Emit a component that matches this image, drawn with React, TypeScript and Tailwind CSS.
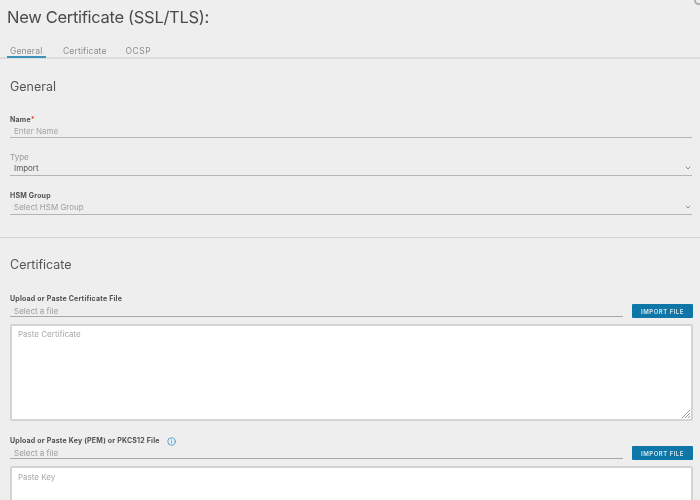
import { ChevronDown, Info } from "lucide-react";

const font = "font-['Inter',_sans-serif]";

const Label = ({ children }: { children: React.ReactNode }) => (
  <div className="h-[12px] text-[7px] leading-[12px] font-bold tracking-[0.2px] text-[#505050]">{children}</div>
);

const SelectField = ({ value, muted }: { value: string; muted?: boolean }) => (
  <div className="mt-[-1px] flex h-[14px] items-center justify-between border-b border-[#b5b5b5] pb-[1px] pl-[4px]">
    <span className={`text-[8px] ${muted ? "text-[#9c9c9c]" : "text-[#555555]"}`}>{value}</span>
    <ChevronDown className="h-[8px] w-[8px] text-[#8a8a8a]" strokeWidth={3} />
  </div>
);

const FileRow = () => (
  <div className="flex items-start gap-[9px]">
    <div className="flex h-[12px] flex-1 items-center border-b border-[#a8a8a8] pl-[4px] text-[8px] text-[#9c9c9c]">
      Select a file
    </div>
    <button className="my-[-1px] h-[14px] w-[61px] rounded-[1px] bg-[#0f76a8] text-[6px] font-semibold tracking-[0.5px] text-[#d8e8f0]">
      IMPORT FILE
    </button>
  </div>
);

export default function App() {
  return (
    <div className={`h-[500px] w-[700px] overflow-hidden bg-[#eeeeee] blur-[0.6px] ${font}`}>
      <h1 className="h-[43px] pl-[7px] pt-[5px] text-[16.5px] leading-[24px] tracking-[-0.3px] text-[#4a4a4a]">New Certificate (SSL/TLS):</h1>
      <div className="flex h-[16px] items-start gap-[19px] border-b-2 border-[#dcdcdc] pl-[7px] pt-[2px] text-[8.5px] leading-[13px] tracking-[0.15px] text-[#8e8e8e]">
        <span className="h-[13px] w-[39px] border-b-2 border-[#3d93b8] pl-[3px]">General</span>
        <span className="ml-[-2px]">Certificate</span>
        <span className="tracking-[0.5px]">OCSP</span>
      </div>

      <section className="pl-[10px] pr-[8px]">
        <h2 className="pt-[19px] text-[12.5px] leading-[18px] text-[#555555]">General</h2>
        <div className="mt-[18px]">
          <Label>
            Name<span className="text-[#d9493d]">*</span>
          </Label>
          <div className="flex h-[12px] items-center border-b border-[#b5b5b5] pb-[1px] pl-[4px] text-[8px] text-[#a3a3a3]">Enter Name</div>
        </div>
        <div className="mt-[13px] h-[12px] text-[8px] leading-[12px] text-[#9a9a9a]">Type</div>
        <SelectField value="Import" />
        <div className="mt-[14px]">
          <Label>HSM Group</Label>
          <SelectField value="Select HSM Group" muted />
        </div>
      </section>

      <div className="mt-[22px] h-px bg-[#d4d4d4]" />

      <section className="pl-[10px] pr-[7px]">
        <h2 className="pt-[18px] text-[12.5px] leading-[18px] text-[#555555]">Certificate</h2>
        <div className="mt-[19px]">
          <Label>Upload or Paste Certificate File</Label>
          <FileRow />
          <div className="relative mt-[7px] h-[97px] rounded-[2px] border-2 border-[#d4d4d4] bg-white px-[6px] pt-[2px] text-[8px] text-[#a8a8a8]">
            Paste Certificate
            <svg className="absolute bottom-0 right-0 h-[10px] w-[10px]" viewBox="0 0 10 10" stroke="#9a9a9a" strokeWidth="1">
              <path d="M1 9 9 1M4 9 9 4M7 9 9 7" />
            </svg>
          </div>
        </div>
        <div className="mt-[14px]">
          <Label>
            <span className="flex items-center gap-[7px]">
              Upload or Paste Key (PEM) or PKCS12 File
              <Info className="h-[9px] w-[9px] text-[#4b9fd0]" strokeWidth={2.5} />
            </span>
          </Label>
          <FileRow />
          <div className="mt-[7px] h-[60px] rounded-[2px] border-2 border-[#d4d4d4] bg-white px-[6px] pt-[3px] text-[8px] text-[#a8a8a8]">Paste Key</div>
        </div>
      </section>

      <div className="fixed right-[-3px] top-[-4px] h-[9px] w-[9px] rounded-full border-2 border-[#b0b0b0]" />
    </div>
  );
}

* [THE PROBLEM] Restate the whole of the material word for word without the pictures.

* [TASK OUTPUT]
Emit a component that matches this image, drawn with React, TypeScript and Tailwind CSS.
import { ChevronDown, Info } from "lucide-react";

const font = "font-['Inter',_sans-serif]";

const Label = ({ children }: { children: React.ReactNode }) => (
  <div className="h-[12px] text-[7px] leading-[12px] font-bold tracking-[0.2px] text-[#505050]">{children}</div>
);

const SelectField = ({ value, muted }: { value: string; muted?: boolean }) => (
  <div className="mt-[-1px] flex h-[14px] items-center justify-between border-b border-[#b5b5b5] pb-[1px] pl-[4px]">
    <span className={`text-[8px] ${muted ? "text-[#9c9c9c]" : "text-[#555555]"}`}>{value}</span>
    <ChevronDown className="h-[8px] w-[8px] text-[#8a8a8a]" strokeWidth={3} />
  </div>
);

const FileRow = () => (
  <div className="flex items-start gap-[9px]">
    <div className="flex h-[12px] flex-1 items-center border-b border-[#a8a8a8] pl-[4px] text-[8px] text-[#9c9c9c]">
      Select a file
    </div>
    <button className="my-[-1px] h-[14px] w-[61px] rounded-[1px] bg-[#0f76a8] text-[6px] font-semibold tracking-[0.5px] text-[#d8e8f0]">
      IMPORT FILE
    </button>
  </div>
);

export default function App() {
  return (
    <div className={`h-[500px] w-[700px] overflow-hidden bg-[#eeeeee] blur-[0.6px] ${font}`}>
      <h1 className="h-[43px] pl-[7px] pt-[5px] text-[16.5px] leading-[24px] tracking-[-0.3px] text-[#4a4a4a]">New Certificate (SSL/TLS):</h1>
      <div className="flex h-[16px] items-start gap-[19px] border-b-2 border-[#dcdcdc] pl-[7px] pt-[2px] text-[8.5px] leading-[13px] tracking-[0.15px] text-[#8e8e8e]">
        <span className="h-[13px] w-[39px] border-b-2 border-[#3d93b8] pl-[3px]">General</span>
        <span className="ml-[-2px]">Certificate</span>
        <span className="tracking-[0.5px]">OCSP</span>
      </div>

      <section className="pl-[10px] pr-[8px]">
        <h2 className="pt-[19px] text-[12.5px] leading-[18px] text-[#555555]">General</h2>
        <div className="mt-[18px]">
          <Label>
            Name<span className="text-[#d9493d]">*</span>
          </Label>
          <div className="flex h-[12px] items-center border-b border-[#b5b5b5] pb-[1px] pl-[4px] text-[8px] text-[#a3a3a3]">Enter Name</div>
        </div>
        <div className="mt-[13px] h-[12px] text-[8px] leading-[12px] text-[#9a9a9a]">Type</div>
        <SelectField value="Import" />
        <div className="mt-[14px]">
          <Label>HSM Group</Label>
          <SelectField value="Select HSM Group" muted />
        </div>
      </section>

      <div className="mt-[22px] h-px bg-[#d4d4d4]" />

      <section className="pl-[10px] pr-[7px]">
        <h2 className="pt-[18px] text-[12.5px] leading-[18px] text-[#555555]">Certificate</h2>
        <div className="mt-[19px]">
          <Label>Upload or Paste Certificate File</Label>
          <FileRow />
          <div className="relative mt-[7px] h-[97px] rounded-[2px] border-2 border-[#d4d4d4] bg-white px-[6px] pt-[2px] text-[8px] text-[#a8a8a8]">
            Paste Certificate
            <svg className="absolute bottom-0 right-0 h-[10px] w-[10px]" viewBox="0 0 10 10" stroke="#9a9a9a" strokeWidth="1">
              <path d="M1 9 9 1M4 9 9 4M7 9 9 7" />
            </svg>
          </div>
        </div>
        <div className="mt-[14px]">
          <Label>
            <span className="flex items-center gap-[7px]">
              Upload or Paste Key (PEM) or PKCS12 File
              <Info className="h-[9px] w-[9px] text-[#4b9fd0]" strokeWidth={2.5} />
            </span>
          </Label>
          <FileRow />
          <div className="mt-[7px] h-[60px] rounded-[2px] border-2 border-[#d4d4d4] bg-white px-[6px] pt-[3px] text-[8px] text-[#a8a8a8]">Paste Key</div>
        </div>
      </section>

      <div className="fixed right-[-3px] top-[-4px] h-[9px] w-[9px] rounded-full border-2 border-[#b0b0b0]" />
    </div>
  );
}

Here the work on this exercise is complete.